— START DATA EXCERPT —

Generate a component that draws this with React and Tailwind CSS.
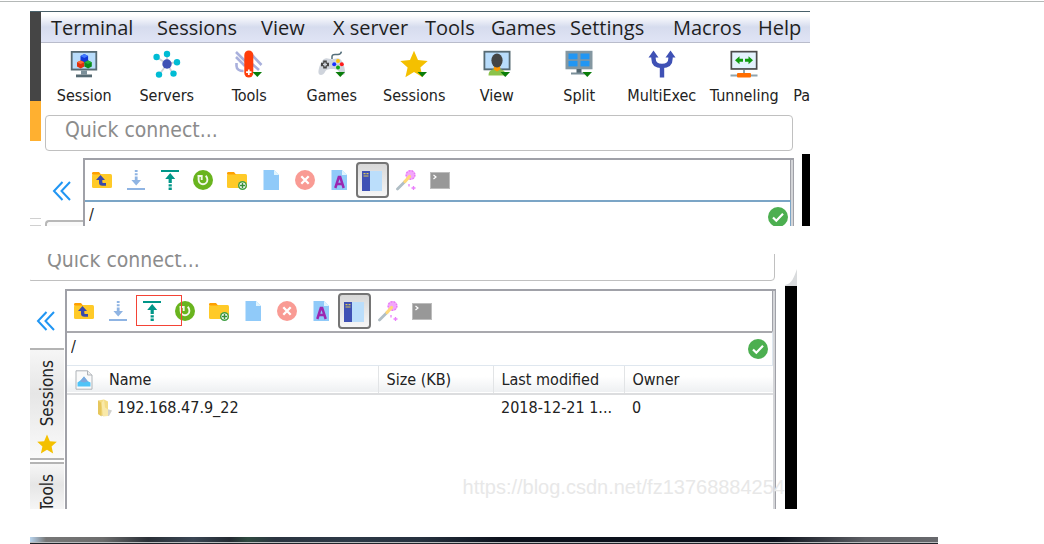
import React from "react";

const UI = "font-['DejaVu_Sans_Condensed','DejaVu_Sans',sans-serif]";

function DropMark() {
  return <path d="M17.5 22h9.5l-4.7 5z" fill="#0a7d0a" />;
}

function Icon28({ children }) {
  return (
    <svg width="28" height="28" viewBox="0 0 28 28" aria-hidden="true">
      {children}
    </svg>
  );
}

const SessionIcon = () => (
  <Icon28>
    <rect x="0.8" y="1" width="26.4" height="19.5" fill="#566a73" />
    <rect x="2.6" y="2.8" width="22.8" height="15.8" fill="#b8dcfb" />
    <rect x="11" y="20.5" width="6" height="4" fill="#7b8f99" />
    <rect x="6" y="24.5" width="16" height="2.8" fill="#566a73" />
    <path d="M10.5 6l3.8-2 3.8 2v5l-3.8 2.4-3.8-2.4z" fill="#1238d8" />
    <path d="M10.5 6l3.8-2 3.8 2-3.8 2z" fill="#3f78ff" />
    <path d="M7 12.2l3.7-1.8 3.7 1.8v4.3l-3.7 2-3.7-2z" fill="#e0300c" />
    <path d="M7 12.2l3.7-1.8 3.7 1.8-3.7 1.8z" fill="#ff6a35" />
    <path d="M14.4 12.2l3.7-1.8 3.7 1.8v4.3l-3.7 2-3.7-2z" fill="#0c8a1c" />
    <path d="M14.4 12.2l3.7-1.8 3.7 1.8-3.7 1.8z" fill="#25b538" />
  </Icon28>
);

const ServersIcon = () => (
  <Icon28>
    <path d="M14 14V4M14 14L3.5 7M14 14l9.5-2M14 14L6 25M14 14l6 9.5" stroke="#cfd2d8" strokeWidth="1.8" />
    <circle cx="14" cy="14" r="4.7" fill="#3f51b5" />
    <circle cx="14" cy="4" r="3.2" fill="#00bcd4" />
    <circle cx="3.6" cy="7" r="3.2" fill="#00bcd4" />
    <circle cx="24" cy="12.3" r="3.2" fill="#00bcd4" />
    <circle cx="6" cy="24.6" r="3.2" fill="#00bcd4" />
    <circle cx="20.5" cy="23.6" r="3.2" fill="#00bcd4" />
  </Icon28>
);

const ToolsIcon = () => (
  <Icon28>
    <path d="M1 2l10 10M1.500 13v3c0 3 3 5 7 5M1 7l9 9M17 5l9.500 10M16 13l8 7" stroke="#a9b0dc" strokeWidth="2.600" fill="none" />
    <rect x="9.300" y="0.500" width="9" height="27" rx="4.500" fill="#ff3d0a" />
    <path d="M13.800 19.500v5.400M11.100 22.200h5.400" stroke="#fff" strokeWidth="1.700" />
    <DropMark />
  </Icon28>
);

const GamesIcon = () => (
  <Icon28>
    <path d="M14 9V6.600c0-1.600 1-2.200 3-2.200h3c2 0 3-.6 3.400-2.800" fill="none" stroke="#546e7a" strokeWidth="1.500" />
    <path d="M6 9c3-1.800 5 .3 8 .3S19 7.200 22 9c3 2 5.500 10 5 14-.4 3-4.500 2.500-6-1-.9-2-2-3-7-3s-6 1-7 3c-1.500 3.500-6 4-6.500 1C0 19 3 11 6 9z" fill="#cfd4dc" />
    <path d="M7 10.500v8M3 14.500h8" stroke="#454545" strokeWidth="3.600" />
    <path d="M7 12.500v4M5 14.500h4" stroke="#cfd4dc" strokeWidth="1.500" />
    <circle cx="20" cy="11" r="2" fill="#ffc107" />
    <circle cx="16.200" cy="14.300" r="2" fill="#1a30ff" />
    <circle cx="23.800" cy="14.300" r="2" fill="#ff1a1a" />
    <circle cx="20" cy="17.600" r="2" fill="#13a513" />
    <DropMark />
  </Icon28>
);

const StarPath = () => (
  <path d="M14 .8l4 9.200 9.700.9-7.300 6.600 2.200 9.700L14 22l-8.600 5.200 2.200-9.700L.3 10.900l9.700-.9z" fill="#f4c000" />
);

const StarIcon = () => (
  <Icon28>
    <StarPath />
    <DropMark />
  </Icon28>
);

const ViewIcon = () => (
  <Icon28>
    <rect x="0.500" y="0.800" width="27" height="19.500" fill="#566a73" />
    <rect x="2.300" y="2.600" width="23.400" height="15.800" fill="#b8dcfb" />
    <path d="M5.500 25.500c0-5 3-6.500 8.500-6.500s8.500 1.500 8.500 6.500z" fill="#8bc34a" />
    <path d="M10.800 16h6.400v3.500l-3.200 2-3.200-2z" fill="#ff9800" />
    <ellipse cx="14" cy="10.500" rx="5.600" ry="7" fill="#444" />
    <DropMark />
  </Icon28>
);

const SplitIcon = () => (
  <Icon28>
    <rect x="0.500" y="0.800" width="27" height="18.500" fill="#8497a1" />
    <rect x="3.500" y="3.500" width="9" height="5.800" fill="#2196f3" />
    <rect x="15.500" y="3.500" width="9" height="5.800" fill="#2196f3" />
    <rect x="3.500" y="10.800" width="9" height="5.600" fill="#2196f3" />
    <rect x="15.500" y="10.800" width="9" height="5.600" fill="#2196f3" />
    <rect x="11.500" y="19" width="5" height="4" fill="#506570" />
    <rect x="6" y="22.500" width="16" height="2" fill="#7b8f99" />
    <DropMark />
  </Icon28>
);

const MultiExecIcon = () => (
  <Icon28>
    <path d="M5.500 6v2.500c0 5 3 7.500 8.500 7.500s8.500-2.500 8.500-7.500V6M14 15v12.500" fill="none" stroke="#3f51b5" strokeWidth="4.400" />
    <path d="M.5 7.500l5-7 5 7zM17.500 7.500l5-7 5 7z" fill="#3f51b5" />
  </Icon28>
);

const TunnelingIcon = () => (
  <Icon28>
    <rect x="0.500" y="0.800" width="27" height="19" fill="#4a4a4a" />
    <rect x="2.200" y="2.500" width="23.600" height="15.600" fill="#e3f2fd" />
    <path d="M5 10.300l4.500-4v2.500H13v3H9.500v2.500zM23 10.300l-4.500-4v2.500H15v3h3.500v2.500z" fill="#109a10" />
    <path d="M14 20v4M.5 25.500h27" stroke="#90a4ae" strokeWidth="2" />
    <rect x="7" y="23" width="14" height="4.500" rx="1" fill="#ff6d00" />
  </Icon28>
);

const Blank = () => <Icon28 />;

const tools = [
  ["Session", SessionIcon],
  ["Servers", ServersIcon],
  ["Tools", ToolsIcon],
  ["Games", GamesIcon],
  ["Sessions", StarIcon],
  ["View", ViewIcon],
  ["Split", SplitIcon],
  ["MultiExec", MultiExecIcon],
  ["Tunneling", TunnelingIcon],
  ["Packages", Blank],
];

const menus = ["Terminal", "Sessions", "View", "X server", "Tools", "Games", "Settings", "Macros", "Help"];

const Page = () => (
  <>
    <path d="M2.500 0H13l5 5v15H2.500z" fill="#90caf9" />
    <path d="M13 0l5 5h-5z" fill="#e1f5fe" />
  </>
);

const Folder = () => (
  <>
    <rect x="0" y="4" width="20" height="14" rx="1.500" fill="#ffca28" />
    <path d="M0 4.500v-1C0 2.500.5 2 1.500 2H7l2 2.500z" fill="#ffa000" />
  </>
);

const fileActions = [
  ["Parent folder", <><Folder /><path d="M8.500 5l4.500 5h-2.700v2c0 .7.4 1 1.200 1H14v2.800h-3.500c-2.300 0-3.500-1.200-3.500-3.300V10H4z" fill="#3949ab" /></>],
  ["Download", <path d="M8.800 0h2.800v2H8.800zM8.800 3.200h2.800v2H8.800zM8.800 6.400h2.800V10H15l-4.800 5.500L5.400 10h3.400zM1 18h18v2H1z" fill="#8fb4e3" />],
  ["Upload", <path d="M1 0h18v2H1zM10.200 3l5 6h-3.400v4H8.600V9H5.200zM8.600 14.200h3.200v2.200H8.600zM8.600 17.400h3.200V20H8.600z" fill="#009688" />],
  ["Refresh", <><circle cx="10" cy="10" r="10" fill="#69b41e" /><path d="M5.600 5.500v4.300a4.400 4.400 0 0 0 8.800 0c0-1.600-.6-3-1.700-4M4.500 6h4.200v4" fill="none" stroke="#f1f8e9" strokeWidth="1.900" /></>],
  ["New folder", <><Folder /><circle cx="15.500" cy="15.500" r="4.500" fill="#43a047" /><circle cx="15.500" cy="15.500" r="3" fill="#fff" /><path d="M15.500 13v5M13 15.500h5" stroke="#388e3c" strokeWidth="1.500" /></>],
  ["New file", <Page />],
  ["Delete", <><circle cx="10" cy="10" r="10" fill="#f99b94" /><path d="M6.300 6.300l7.400 7.400M13.700 6.300l-7.400 7.400" stroke="#fff" strokeWidth="2.300" /></>],
  ["Rename", <><Page /><path d="M6.300 18l3.500-11h1.400l3.500 11M7.500 14h6" fill="none" stroke="#9c27b0" strokeWidth="2.500" /></>],
  ["Show panel", <><rect x="0" y="1" width="20" height="20" fill="#bbdefb" /><rect x="0" y="1" width="8" height="20" fill="#3f51b5" /><path d="M1.500 3h2v1.200h-2zM4.500 3h2v1.200h-2zM1.500 5.500h5v1h-5z" fill="#d9c65a" /></>],
  ["Highlight", <><circle cx="14.500" cy="5" r="5" fill="#f3a6fb" /><circle cx="14.500" cy="5" r="4.300" fill="none" stroke="#e77df5" strokeWidth="1.400" strokeDasharray="1.500 1.500" /><path d="M1.500 19L9 11.500" stroke="#b0bec5" strokeWidth="2.800" strokeLinecap="round" /><path d="M9 11.500l4.500-5" stroke="#ffd97a" strokeWidth="3.200" strokeLinecap="round" /><path d="M17.500 16v4M15.500 18h4M13 14v2.500" stroke="#ea80fc" strokeWidth="1.300" /></>],
  ["Terminal here", <><rect x="0" y="2" width="20" height="17" fill="#bdbdbd" /><rect x="1" y="3" width="18" height="15" fill="#989898" /><path d="M3.500 5l2.500 2-2.500 2" fill="none" stroke="#fff" strokeWidth="1.200" /></>],
];

function Collapse() {
  return (
    <button aria-label="Collapse" className="flex">
      <svg width="20" height="20" viewBox="0 0 20 20" aria-hidden="true">
        <path d="M10.500 1L2 10l8.500 9M18 1l-8.500 9 8.500 9" fill="none" stroke="#2196f3" strokeWidth="2" />
      </svg>
    </button>
  );
}

function QuickConnect() {
  return (
    <input
      aria-label="Quick connect"
      placeholder="Quick connect..."
      className="h-9 w-full rounded border border-[#c0c0c0] bg-white px-[19px] pb-1.5 text-[21px] leading-7 font-['DejaVu_Sans_Condensed','DejaVu_Sans',sans-serif] text-[#888] placeholder:text-[#8c8c8c] outline-none"
    />
  );
}

function FilePanel({ active, marked, children }) {
  return (
    <section className="flex min-w-0 flex-1 flex-col border-t-2 border-r border-l-2 border-[#a0a1a8] bg-[#d4d5d8] pr-0.5">
      <div className="relative flex h-10 items-center border-r border-[#a0a1a8] bg-white">
        <div className="grid w-[372px] shrink-0 grid-cols-11">
          {fileActions.map(([name, art]) => (
            <button
              key={name}
              aria-label={name}
              className={
                name === "Show panel"
                  ? "flex h-9 items-center justify-center rounded border-2 border-[#757575] bg-gradient-to-b from-[#d8d8d8] to-[#f6f6f6]"
                  : "flex h-9 items-center justify-center"
              }
            >
              <svg width="20" height="21" viewBox="0 0 20 21" aria-hidden="true">{art}</svg>
            </button>
          ))}
        </div>
        {marked && <div className="absolute top-1 left-[69px] h-[31px] w-[46px] border border-[#f44336]" />}
      </div>
      <div
        className={
          active
            ? "flex h-8 items-center border-t-2 border-r border-[#7ba5c6] bg-white pr-0.5 pl-1"
            : "flex h-[35px] items-center border-t-2 border-r border-b border-t-[#a9a9ae] border-r-[#dfe7ef] border-b-[#dfe7ef] bg-white pr-1 pl-1"
        }
      >
        <input
          aria-label="Remote path"
          defaultValue="/"
          className={`min-w-0 flex-1 bg-transparent pb-1 text-base leading-5 text-[#222] outline-none ${UI}`}
        />
        <svg width="20" height="20" viewBox="0 0 20 20" aria-hidden="true">
          <circle cx="10" cy="10" r="10" fill="#4caf50" />
          <path d="M5 10.500l3.300 3.200L15 6.700" fill="none" stroke="#fff" strokeWidth="2.200" />
        </svg>
      </div>
      {children}
    </section>
  );
}

function FileTable() {
  const head = "border-r border-[#e2e4e6] p-0 pl-2 font-normal last:border-r-0";
  return (
    <div className="flex-1 bg-white">
      <table className="w-full table-fixed border-collapse text-left text-base leading-5 text-[#222]">
        <colgroup>
          <col />
          <col className="w-[115px]" />
          <col className="w-[131px]" />
          <col className="w-[149px]" />
        </colgroup>
        <thead>
          <tr className="h-7 border-b-2 border-[#dcdddf] bg-gradient-to-b from-white from-40% to-[#eef0f2]">
            <th className={head}>
              <span className="flex items-center gap-4">
                <svg width="18" height="20" viewBox="0 0 18 20" aria-hidden="true">
                  <path d="M1 .8h11.500L17 5v14.200H1z" fill="#fafafa" stroke="#aeb3b8" />
                  <path d="M12.500.8V5H17" fill="#eee" stroke="#aeb3b8" />
                  <path d="M2.500 16.500v-4L6 10l3-3.500L12.500 11l3 1.500v4z" fill="#4fc3f7" />
                  <path d="M5 11.500l4-5 4 5-4 1z" fill="#7ea7dc" />
                </svg>
                Name
              </span>
            </th>
            <th className={head}>Size (KB)</th>
            <th className={head}>Last modified</th>
            <th className={head}>Owner</th>
          </tr>
        </thead>
        <tbody>
          <tr className="h-[26px]">
            <td className="p-0 pl-[30px]">
              <span className="flex items-center gap-1">
                <svg width="16" height="18" viewBox="0 0 16 18" aria-hidden="true">
                  <path d="M7 9l8 2.500L12 17H4z" fill="#d0d0cc" />
                  <path d="M1 1.500L7 .5l4 2V14l-4 3-6-2z" fill="#f4dc84" />
                  <path d="M1 1.500L4.500 4v13.500L1 15z" fill="#e6c65c" />
                  <path d="M7 .5l1 8 3 2V17l-5 .5L4.500 4z" fill="#f9e9a9" />
                </svg>
                192.168.47.9_22
              </span>
            </td>
            <td />
            <td className="p-0 pl-2">2018-12-21 1...</td>
            <td className="p-0 pl-2">0</td>
          </tr>
        </tbody>
      </table>
    </div>
  );
}

function SideTab({ label, children }) {
  return (
    <button className="flex w-full flex-col items-center gap-2 border-y-2 border-[#b4b4b4] bg-gradient-to-b from-[#f6f6f6] via-[#e6e6e6] via-40% to-[#fafafa] pt-2.5 pb-1 text-[17px] leading-5 text-[#222]">
      <span className="rotate-180 [writing-mode:vertical-rl]">{label}</span>
      {children}
    </button>
  );
}

function MainWindow() {
  return (
    <figure className="flex h-[215px] w-full max-w-[780px] overflow-hidden bg-white">
      <div className="flex w-[11px] shrink-0 flex-col">
        <div className="h-[90px] border-t border-[#48606a] bg-[#454545]" />
        <div className="h-10 bg-[#ffb030]" />
        <div className="mt-auto h-2 border-y border-[#d0d0d0]" />
      </div>
      <div className="min-w-0 flex-1">
        <nav className="grid h-8 grid-cols-[106px_104px_72px_92px_66px_79px_103px_85px_auto] items-center border-t border-b border-t-[#48606a] border-b-[#b9bccb] bg-gradient-to-b from-white from-10% via-[#d6dcee] via-50% to-[#e0e4f5] pt-0.5 pl-2.5 text-xl leading-7 font-['Open_Sans','Noto_Sans',sans-serif] text-[#1f1f1f]">
          {menus.map((m) => (
            <button key={m} className="text-left whitespace-nowrap">{m}</button>
          ))}
        </nav>
        <div className="ml-0.5 grid w-[825px] grid-cols-10 pt-[7px] text-base leading-5 text-[#222]">
          {tools.map(([name, Art]) => (
            <button key={name} className="flex flex-col items-center gap-2">
              <Art />
              {name}
            </button>
          ))}
        </div>
        <div className="mt-[9px] mr-[17px] ml-1">
          <QuickConnect />
        </div>
        <div className="mt-[7px] flex">
          <div className="flex w-[42px] shrink-0 flex-col items-center justify-between pt-[23px]">
            <Collapse />
            <div className="ml-1 h-3 w-[38px] rounded-tl border-t-2 border-l-2 border-[#b8b8b8] bg-[#fafafa]" />
          </div>
          <FilePanel active />
          <div className="-mt-1 ml-2 w-2 shrink-0 bg-black" />
        </div>
      </div>
    </figure>
  );
}

function FilesWindow() {
  return (
    <figure className="relative flex h-[255px] w-full max-w-[767px] flex-col overflow-hidden bg-white">
      <div className="-mt-[9px] mr-[22px] -ml-[3px]">
        <QuickConnect />
      </div>
      <div className="mt-2 flex flex-1">
        <div className="flex w-[35px] shrink-0 flex-col items-start gap-[17px] pt-[22px]">
          <div className="pl-1.5">
            <Collapse />
          </div>
          <div className="flex w-[34px] flex-col gap-0.5">
            <SideTab label="Sessions">
              <svg width="20" height="20" viewBox="0 0 28 28" aria-hidden="true"><StarPath /></svg>
            </SideTab>
            <SideTab label="Tools" />
          </div>
        </div>
        <FilePanel marked>
          <FileTable />
        </FilePanel>
        <div className="-mt-5 ml-[9px] flex w-3 shrink-0 flex-col">
          <svg width="12" height="17" viewBox="0 0 12 17" aria-hidden="true">
            <path d="M12 0C9 8 7 15 0 16v1h12z" fill="#d9dbdd" />
          </svg>
          <div className="flex-1 bg-black" />
        </div>
      </div>
      <p className="absolute right-3 bottom-2.5 text-xl leading-6 whitespace-nowrap font-['Liberation_Sans',sans-serif] text-[#e8e8e8]">
        https://blog.csdn.net/fz13768884254
      </p>
    </figure>
  );
}

export default function App() {
  return (
    <main className={`overflow-hidden pt-px ${UI}`}>
      <div className="flex flex-col gap-7 border-t border-[#b4b8b7] pt-[9px] pl-[30px]">
        <MainWindow />
        <FilesWindow />
        <div className="w-full max-w-[908px]">
          <div className="h-[5px] bg-[linear-gradient(90deg,#b8d4ee_0,#777_16px,#6c6c6c_8%,#2b3037_13%,#3a4654_18%,#242a32_22%,#2f4a40_24%,#2b3440_27%,#2d3947_35%,#26313f_43%,#0c111c_52%,#0c111c_82%,#5d5f64_92%,#68696d_100%)]" />
          <div className="h-[3px] border-y border-[#b8bbbd] bg-[#20242a]" />
        </div>
      </div>
    </main>
  );
}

— END DATA EXCERPT —

# DO THIS:
Return every line in the listing that contains the word "React".

# ANSWER TO THE TASK:
Generate a component that draws this with React and Tailwind CSS.
import React from "react";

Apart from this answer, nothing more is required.